J-P. H : Passionné par la gestion des systèmes à risque, j’ai eu l’occasion de rencontrer un chirurgien urologue, le Pr Jacques Hubert, qui est venu sur la base aérienne de Nancy étudier l’utilisation des simulateurs de vol par les pilotes de chasse. Il avait mis en place un diplôme interuniversitaire (DIU) de chirurgie robotique, disposait de simulateurs, mais était confronté à un manque de ressources humaines pour proposer un compagnonnage des jeunes chirurgiens par des opérateurs plus expérimentés. Il avait dans l’idée qu’il était possible de « pousser les murs » de l’apprentissage en médecine.
Le Pr Hubert a découvert dans le centre de simulation de l’armée de l’air que les pédagogues sur simulateurs n’étaient pas eux-mêmes des pilotes, mais des sous-officiers formés aux gestes techniques supervisés par des experts. On peut faire le parallèle entre cette approche et le domaine sportif : le coach de l’équipe doit connaître tous les gestes, mais il n’y a aucune raison qu'il pratique le sport lui-même. Il doit être capable de transmettre la gestuelle aux autres. Cette approche pédagogique permet même un meilleur résultat, puisque les formateurs experts des robots et les chirurgiens experts de la pathologie ne sont pas en compétition.
Le Pr Hubert a imaginé que proposer une approche de ce type en chirurgie pourrait permettre de pallier les insuffisances de ressources en chirurgiens seniors.
Il a aussi pris en compte l’importance de travail en équipe, alors que bien souvent les chirurgiens estiment que seule leur habileté technique est garante de la réussite de l’intervention. Or, en aéronautique, les simulateurs ont montré que les performances en synergie d’équipe sont systématiquement meilleures que les résultats individuels. En médecine aussi, le travail en équipe est plus efficient.
Faire accepter à la fois la formation par des techniciens non médecins et la recherche de synergies a été un véritable changement de paradigme pour les chirurgiens.
Le Quotidien : Comment avez-vous intégré l’école de chirurgie de Nancy sans avoir reçu aucune formation médicale spécifique ?
J-P. H : Le Pr Hubert a cherché au sein de l’Université et l’hôpital des ressources en interne qu’il n’a pas trouvées. Il s’est adressé à l’Incubateur Lorrain, structure de l’Université de Lorraine qui a pour vocation de valoriser les travaux qui peuvent donner lieu à création de sociétés exploitante valorisant les fruits de la recherche française.

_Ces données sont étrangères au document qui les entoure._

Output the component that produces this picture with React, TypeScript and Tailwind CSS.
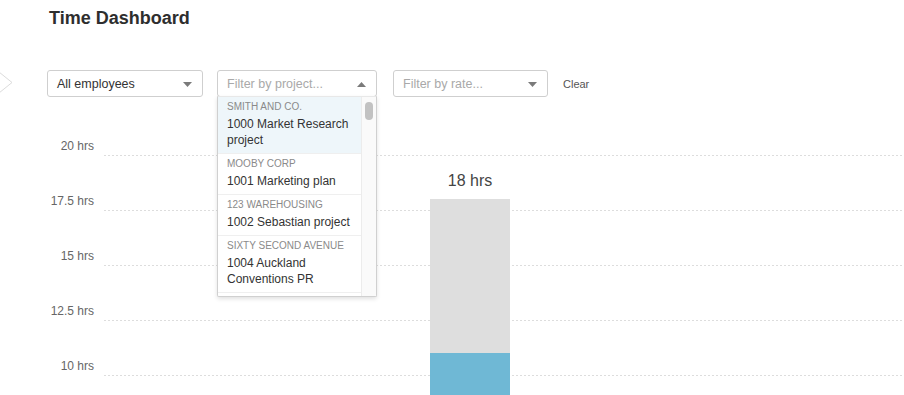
import React from "react";

const PROJECTS = [
  { client: "Smith and Co.", name: "1000 Market Research project", active: true },
  { client: "Mooby Corp", name: "1001 Marketing plan" },
  { client: "123 Warehousing", name: "1002 Sebastian project" },
  { client: "Sixty Second Avenue", name: "1004 Auckland Conventions PR" },
];

// only the ticks that fit in the view; the axis runs on down to 0 hrs
const TICKS = [20, 17.5, 15, 12.5, 10];
const ROW_H = 55;
const PX_PER_HR = ROW_H / 2.5;
// chart y of the 0 hrs line
const ZERO_Y = (20 / 2.5 + 1) * ROW_H - 1;

const BAR = { total: 18, billable: 11, left: 430 };

function Caret({ up = false }: { up?: boolean }) {
  return (
    <svg width="9" height="5" viewBox="0 0 9 5" className="shrink-0">
      <path d={up ? "M0 5 L4.5 0 L9 5 Z" : "M0 0 L9 0 L4.5 5 Z"} fill="#7a7a7a" />
    </svg>
  );
}

function Select({ label, placeholder = false, width, up = false }: { label: string; placeholder?: boolean; width: string; up?: boolean }) {
  return (
    <div
      className={`flex h-[27px] items-center justify-between rounded-[3px] border border-[#cfcfcf] bg-white pl-[9px] pr-[10px] pt-[1px] text-[12.5px] ${width} ${
        placeholder ? "text-[#a9a9a9]" : "text-[#333]"
      }`}
    >
      <span>{label}</span>
      <Caret up={up} />
    </div>
  );
}

export default function App() {
  const barTop = ZERO_Y - BAR.total * PX_PER_HR;
  const barH = BAR.total * PX_PER_HR;
  const blueH = BAR.billable * PX_PER_HR;

  return (
    <div className="relative h-[395px] w-[904px] overflow-hidden bg-white font-['Liberation_Sans',Arial,sans-serif] text-[#333]">
      <h1 className="pl-[49px] pt-[8px] text-[18px] font-bold leading-[20px] text-[#2e2e2e]">Time Dashboard</h1>

      {/* filters */}
      <div className="relative z-10 mt-[42px] flex h-[27px] items-center">
        <svg width="13" height="23" viewBox="0 0 13 23" className="-mt-[3px] shrink-0">
          <path d="M-1 1 L12 11.5 L-1 22" fill="none" stroke="#dcdcdc" strokeWidth="1" />
        </svg>
        <div className="ml-[34px]">
          <Select label="All employees" width="w-[156px]" />
        </div>
        <div className="relative ml-[14px]">
          <Select label="Filter by project..." placeholder up width="w-[160px]" />
          <div className="absolute left-0 top-[26px] flex h-[201px] w-[160px] overflow-hidden rounded-b-[2px] border border-[#d0d0d0] border-t-[#e8e8e8] bg-white shadow-[0_2px_4px_rgba(0,0,0,0.12)]">
            <ul className="flex-1">
              {PROJECTS.map((p) => (
                <li
                  key={p.name}
                  className={`border-b border-[#efefef] pb-[5px] pl-[9px] pr-[6px] pt-[4px] ${p.active ? "bg-[#eef6fa]" : ""}`}
                >
                  <div className="text-[10px] uppercase leading-[12px] text-[#8a8a8a]">{p.client}</div>
                  <div className="mt-[3px] text-[12px] leading-[16px] text-[#333]">{p.name}</div>
                </li>
              ))}
            </ul>
            <div className="flex w-[15px] justify-center border-l border-[#ececec] bg-[#fafafa] pt-[5px]">
              <div className="h-[18px] w-[8px] rounded-[4px] bg-[#c2c2c2]" />
            </div>
          </div>
        </div>
        <div className="ml-[16px]">
          <Select label="Filter by rate..." placeholder width="w-[155px]" />
        </div>
        <button className="ml-[15px] pt-[1px] text-[11px] text-[#555]">Clear</button>
      </div>

      {/* chart */}
      <div className="relative mt-[4px] h-[600px]">
        {TICKS.map((t) => (
          <div key={t} className="flex h-[55px] items-end">
            <div className="w-[94px] pb-[3px] text-right text-[12px] leading-[14px] text-[#666]">{t} hrs</div>
            <div className="ml-[10px] h-px flex-1 bg-[linear-gradient(to_right,#dddddd_2px,transparent_2px)] bg-[length:4px_1px] bg-repeat-x" />
          </div>
        ))}

        <div className="absolute flex w-[80px] flex-col items-center" style={{ left: BAR.left, top: barTop - 27 }}>
          <div className="mb-[9px] text-[16px] leading-[18px] text-[#444]">{BAR.total} hrs</div>
          <div className="flex w-full flex-col justify-end bg-[#dedede]" style={{ height: barH }}>
            <div className="w-full bg-[#6fb8d5]" style={{ height: blueH }} />
          </div>
        </div>
      </div>
    </div>
  );
}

J’ai accepté de prendre la tête du projet.
Aujourd’hui, au sein du STAN Institute, nous formons des chirurgiens qui exercent dans le domaine public, privé ou à l’étranger.
La formation diplômante à l’utilisation des robots chirurgicaux est dispensée à partir de prérequis en e-learning suivis d’une semaine complète sur simulateurs et robots, avec des exercices à difficulté croissante et d’interventions sur des modèles animaux ou des pièces anatomiques.

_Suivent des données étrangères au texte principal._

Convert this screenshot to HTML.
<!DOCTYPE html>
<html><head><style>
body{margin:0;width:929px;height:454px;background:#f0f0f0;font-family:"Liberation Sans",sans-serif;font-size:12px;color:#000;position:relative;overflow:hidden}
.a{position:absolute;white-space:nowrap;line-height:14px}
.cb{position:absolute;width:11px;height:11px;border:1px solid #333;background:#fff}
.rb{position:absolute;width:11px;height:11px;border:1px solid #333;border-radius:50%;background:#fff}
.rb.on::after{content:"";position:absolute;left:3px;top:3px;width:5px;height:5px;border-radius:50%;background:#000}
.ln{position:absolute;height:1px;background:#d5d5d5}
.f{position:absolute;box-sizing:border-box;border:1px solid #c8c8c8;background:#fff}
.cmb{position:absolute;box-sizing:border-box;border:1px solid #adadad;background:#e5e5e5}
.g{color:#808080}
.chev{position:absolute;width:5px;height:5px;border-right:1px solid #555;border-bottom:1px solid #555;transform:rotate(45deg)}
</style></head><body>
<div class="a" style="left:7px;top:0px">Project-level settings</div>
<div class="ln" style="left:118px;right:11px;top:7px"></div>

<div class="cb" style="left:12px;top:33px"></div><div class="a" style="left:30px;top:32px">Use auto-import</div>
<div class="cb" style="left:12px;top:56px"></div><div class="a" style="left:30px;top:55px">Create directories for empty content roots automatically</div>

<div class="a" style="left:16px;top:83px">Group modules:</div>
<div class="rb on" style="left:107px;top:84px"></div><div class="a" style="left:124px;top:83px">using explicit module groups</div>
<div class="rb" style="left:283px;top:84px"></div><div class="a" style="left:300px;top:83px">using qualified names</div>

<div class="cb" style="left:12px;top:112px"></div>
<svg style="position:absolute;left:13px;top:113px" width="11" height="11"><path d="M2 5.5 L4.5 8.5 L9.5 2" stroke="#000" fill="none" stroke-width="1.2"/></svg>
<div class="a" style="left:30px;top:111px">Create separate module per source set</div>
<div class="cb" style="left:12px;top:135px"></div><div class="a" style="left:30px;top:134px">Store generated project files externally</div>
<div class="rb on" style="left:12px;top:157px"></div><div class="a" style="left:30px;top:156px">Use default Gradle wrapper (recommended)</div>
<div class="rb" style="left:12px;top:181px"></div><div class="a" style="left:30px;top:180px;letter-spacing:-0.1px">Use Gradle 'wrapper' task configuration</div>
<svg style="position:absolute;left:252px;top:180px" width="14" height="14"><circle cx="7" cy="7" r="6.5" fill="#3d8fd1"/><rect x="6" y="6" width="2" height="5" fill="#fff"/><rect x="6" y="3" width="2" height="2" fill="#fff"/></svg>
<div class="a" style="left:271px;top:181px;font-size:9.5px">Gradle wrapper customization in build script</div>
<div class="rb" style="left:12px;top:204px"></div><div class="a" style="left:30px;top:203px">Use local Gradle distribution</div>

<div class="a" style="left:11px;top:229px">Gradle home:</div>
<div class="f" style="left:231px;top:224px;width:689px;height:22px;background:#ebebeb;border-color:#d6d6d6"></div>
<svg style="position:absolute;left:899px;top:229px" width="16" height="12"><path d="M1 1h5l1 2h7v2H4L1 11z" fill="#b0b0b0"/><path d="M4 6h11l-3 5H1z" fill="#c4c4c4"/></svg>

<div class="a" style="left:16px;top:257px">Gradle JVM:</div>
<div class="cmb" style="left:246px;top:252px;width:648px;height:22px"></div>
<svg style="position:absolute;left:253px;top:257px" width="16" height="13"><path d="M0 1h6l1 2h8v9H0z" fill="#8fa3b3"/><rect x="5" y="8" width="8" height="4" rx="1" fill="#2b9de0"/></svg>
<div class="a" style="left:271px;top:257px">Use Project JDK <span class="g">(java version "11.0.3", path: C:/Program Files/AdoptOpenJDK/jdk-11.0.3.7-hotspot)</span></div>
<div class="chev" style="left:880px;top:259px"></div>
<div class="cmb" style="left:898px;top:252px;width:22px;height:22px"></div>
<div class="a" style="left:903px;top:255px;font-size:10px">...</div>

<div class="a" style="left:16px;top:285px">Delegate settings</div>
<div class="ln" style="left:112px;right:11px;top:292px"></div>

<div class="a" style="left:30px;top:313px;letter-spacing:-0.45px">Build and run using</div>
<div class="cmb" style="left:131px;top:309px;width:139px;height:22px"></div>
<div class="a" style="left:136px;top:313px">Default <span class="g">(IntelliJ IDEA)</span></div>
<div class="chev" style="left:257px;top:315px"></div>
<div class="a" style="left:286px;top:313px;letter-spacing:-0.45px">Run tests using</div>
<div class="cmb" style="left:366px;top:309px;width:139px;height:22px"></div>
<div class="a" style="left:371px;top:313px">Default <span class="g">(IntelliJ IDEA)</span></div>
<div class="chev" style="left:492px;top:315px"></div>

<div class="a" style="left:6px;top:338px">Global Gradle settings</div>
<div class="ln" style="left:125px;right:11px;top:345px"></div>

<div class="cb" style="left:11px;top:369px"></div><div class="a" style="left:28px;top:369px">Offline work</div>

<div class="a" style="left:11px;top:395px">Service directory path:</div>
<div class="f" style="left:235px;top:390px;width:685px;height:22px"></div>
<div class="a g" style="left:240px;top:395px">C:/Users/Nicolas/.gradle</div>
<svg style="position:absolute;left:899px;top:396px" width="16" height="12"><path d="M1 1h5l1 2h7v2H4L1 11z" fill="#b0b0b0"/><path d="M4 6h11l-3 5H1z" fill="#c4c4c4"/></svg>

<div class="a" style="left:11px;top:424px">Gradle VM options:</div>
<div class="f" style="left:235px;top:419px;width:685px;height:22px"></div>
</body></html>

À l’issue de notre formation, nous encourageons vivement les chirurgiens à utiliser la technique dans leur établissement au plus tôt pour ne pas perdre les habiletés techniques qu’ils ont développées à nos côtés.
Le Quotidien : Quelle est votre analyse de la formation des chirurgiens, vous qui venez d’un milieu très différent de celui de la médecine ?

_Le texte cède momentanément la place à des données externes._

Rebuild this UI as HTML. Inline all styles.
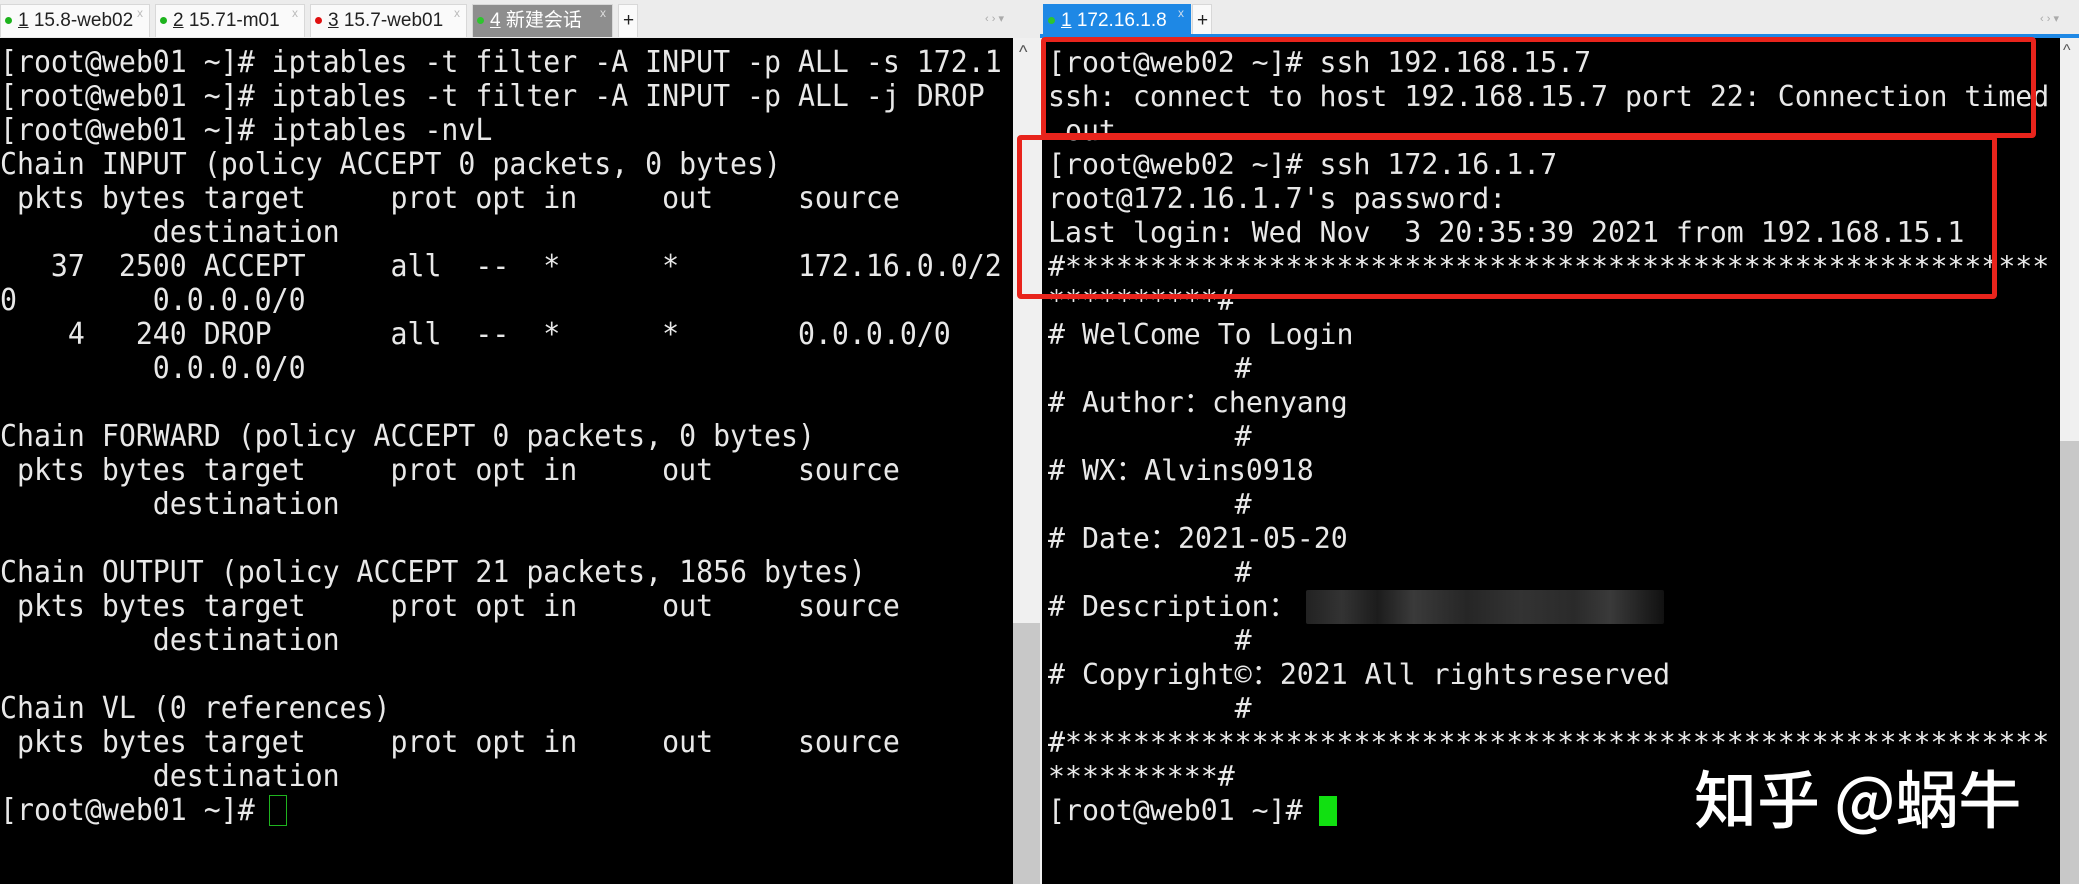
<!DOCTYPE html>
<html><head><meta charset="utf-8"><style>
*{margin:0;padding:0;box-sizing:border-box}
body{width:2079px;height:884px;overflow:hidden;background:#f0f0f0;position:relative;font-family:"Liberation Sans","Noto Sans CJK SC",sans-serif}
.bar{position:absolute;top:0;height:38px;background:#ececec}
.tab{position:absolute;top:4px;height:33px;background:#fafafa;border:1px solid #d8d8d8;border-bottom:none;font-size:19px;line-height:32px;padding-left:4px;color:#222;white-space:nowrap;font-family:"Liberation Sans Narrow","Liberation Sans","Noto Sans CJK SC",sans-serif}
.tab u{text-decoration:underline}
.dot{display:inline-block;width:7px;height:7px;border-radius:50%;margin-right:6px;vertical-align:middle}
.x{position:absolute;top:-8px;right:6px;font-size:12px;color:#bbb}
.term{position:absolute;top:38px;background:#000;overflow:hidden}
pre{position:absolute;margin:0;color:#e8e8e8;white-space:pre;line-height:34px}
.l{font-family:"DejaVu Sans Mono",monospace;font-size:30px;transform:scaleX(.94);transform-origin:left top;left:0;top:8px}
.r{font-family:"DejaVu Sans Mono","Noto Sans CJK SC",monospace;font-size:28.2px;left:6px;top:8px}
.sb{position:absolute;top:38px;background:#f0f0f0}
.red{position:absolute;border:5px solid #e8241c;border-radius:4px}
</style></head><body>
<div class="bar" style="left:0;width:1040px"></div>
<div class="bar" style="left:1040px;width:1039px"></div>
<div class="tab" style="left:0;width:150px"><span class="dot" style="background:#1db31d"></span><u>1</u> 15.8-web02<span class="x">x</span></div>
<div class="tab" style="left:155px;width:150px"><span class="dot" style="background:#1db31d"></span><u>2</u> 15.71-m01<span class="x">x</span></div>
<div class="tab" style="left:310px;width:157px"><span class="dot" style="background:#e01010"></span><u>3</u> 15.7-web01<span class="x">x</span></div>
<div class="tab" style="left:472px;width:141px;background:#8e8e8e;color:#fff"><span class="dot" style="background:#2ec52e"></span><u>4</u> 新建会话<span class="x" style="color:#ddd">x</span></div>
<div class="tab" style="left:618px;width:20px;padding-left:4px">+</div>
<div style="position:absolute;left:985px;top:12px;font-size:11px;color:#aaa">‹ › ▾</div>
<div class="tab" style="left:1043px;width:148px;background:#1e88e5;color:#fff;border-color:#1e88e5"><span class="dot" style="background:#2ec52e"></span><u>1</u> 172.16.1.8<span class="x" style="color:#cde">x</span></div>
<div class="tab" style="left:1192px;width:20px;padding-left:4px">+</div>
<div style="position:absolute;left:2040px;top:12px;font-size:11px;color:#aaa">‹ › ▾</div>
<div style="position:absolute;left:1040px;top:34px;width:1039px;height:4px;background:#1e88e5"></div>

<div class="term" style="left:0;width:1013px;height:846px">
<pre class="l">[root@web01 ~]# iptables -t filter -A INPUT -p ALL -s 172.1
[root@web01 ~]# iptables -t filter -A INPUT -p ALL -j DROP
[root@web01 ~]# iptables -nvL
Chain INPUT (policy ACCEPT 0 packets, 0 bytes)
 pkts bytes target     prot opt in     out     source
         destination
   37  2500 ACCEPT     all  --  *      *       172.16.0.0/2
0        0.0.0.0/0
    4   240 DROP       all  --  *      *       0.0.0.0/0
         0.0.0.0/0

Chain FORWARD (policy ACCEPT 0 packets, 0 bytes)
 pkts bytes target     prot opt in     out     source
         destination

Chain OUTPUT (policy ACCEPT 21 packets, 1856 bytes)
 pkts bytes target     prot opt in     out     source
         destination

Chain VL (0 references)
 pkts bytes target     prot opt in     out     source
         destination
[root@web01 ~]# </pre>
<div style="position:absolute;left:269px;top:757px;width:18px;height:31px;border:1px solid #1fb31f"></div>
</div>
<div class="sb" style="left:1013px;width:27px;height:846px"><div style="position:absolute;left:6px;top:4px;font-size:18px;color:#555">^</div><div style="position:absolute;left:0;top:585px;width:27px;height:261px;background:#c8c8c8"></div></div>

<div class="term" style="left:1042px;width:1018px;height:846px">
<pre class="r">[root@web02 ~]# ssh 192.168.15.7
ssh: connect to host 192.168.15.7 port 22: Connection timed
 out
[root@web02 ~]# ssh 172.16.1.7
root@172.16.1.7's password:
Last login: Wed Nov  3 20:35:39 2021 from 192.168.15.1
#**********************************************************
**********#
# WelCome To Login
           #
# Author：chenyang
           #
# WX：Alvins0918
           #
# Date：2021-05-20
           #
# Description：
           #
# Copyright©：2021 All rightsreserved
           #
#**********************************************************
**********#
[root@web01 ~]# </pre>
<div style="position:absolute;left:264px;top:552px;width:358px;height:34px;background:linear-gradient(90deg,#222 0,#333 10%,#1c1c1c 20%,#3a3a3a 30%,#262626 45%,#333 60%,#2a2a2a 75%,#3a3a3a 85%,#111 100%);border-radius:2px"></div>
<div style="position:absolute;left:277px;top:758px;width:18px;height:30px;background:#11e011"></div>
<div style="position:absolute;left:652px;top:722px;font-family:'Noto Sans CJK SC',sans-serif;font-size:63px;font-weight:500;color:#fff;line-height:74px;white-space:nowrap">知乎 @蜗牛</div>
</div>
<div class="sb" style="left:2060px;width:19px;height:846px"><div style="position:absolute;left:3px;top:4px;font-size:16px;color:#555">^</div><div style="position:absolute;left:0;top:403px;width:19px;height:443px;background:#c8c8c8"></div></div>

<div class="red" style="left:1041px;top:37px;width:995px;height:101px"></div>
<div class="red" style="left:1017px;top:135px;width:980px;height:164px"></div>
</body></html>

J-P. H : Je n’avais pas de préjugés en intégrant ce milieu. La première chose qui m’a surpris c’est que tous les chirurgiens ont le droit d’utiliser un robot chirurgical même s’ils n’ont pas été formés spécifiquement à cette technique. Une telle situation ne se retrouve jamais en aéronautique
L’autre surprise vient de la durée des études – et leur coût - avant la mise en situation. Si l’apprentissage de la médecine était calqué sur celui des pilotes d’avion, la formation initiale serait limitée dans le temps et fondée sur l’utilisation intensive de simulateurs : 5 ans seraient suffisants pour l’acquisition des gestes de base. Mais ces premières années devraient être suivies d’un réel effort de formation continue, de certification technique et de recertification régulière comme on le demande aux pilotes d’avion.
Aujourd’hui, en France, tout l’effort est concentré sur la formation initiale ; et la formation continue est le parent pauvre laissé à la charge financière des chirurgiens.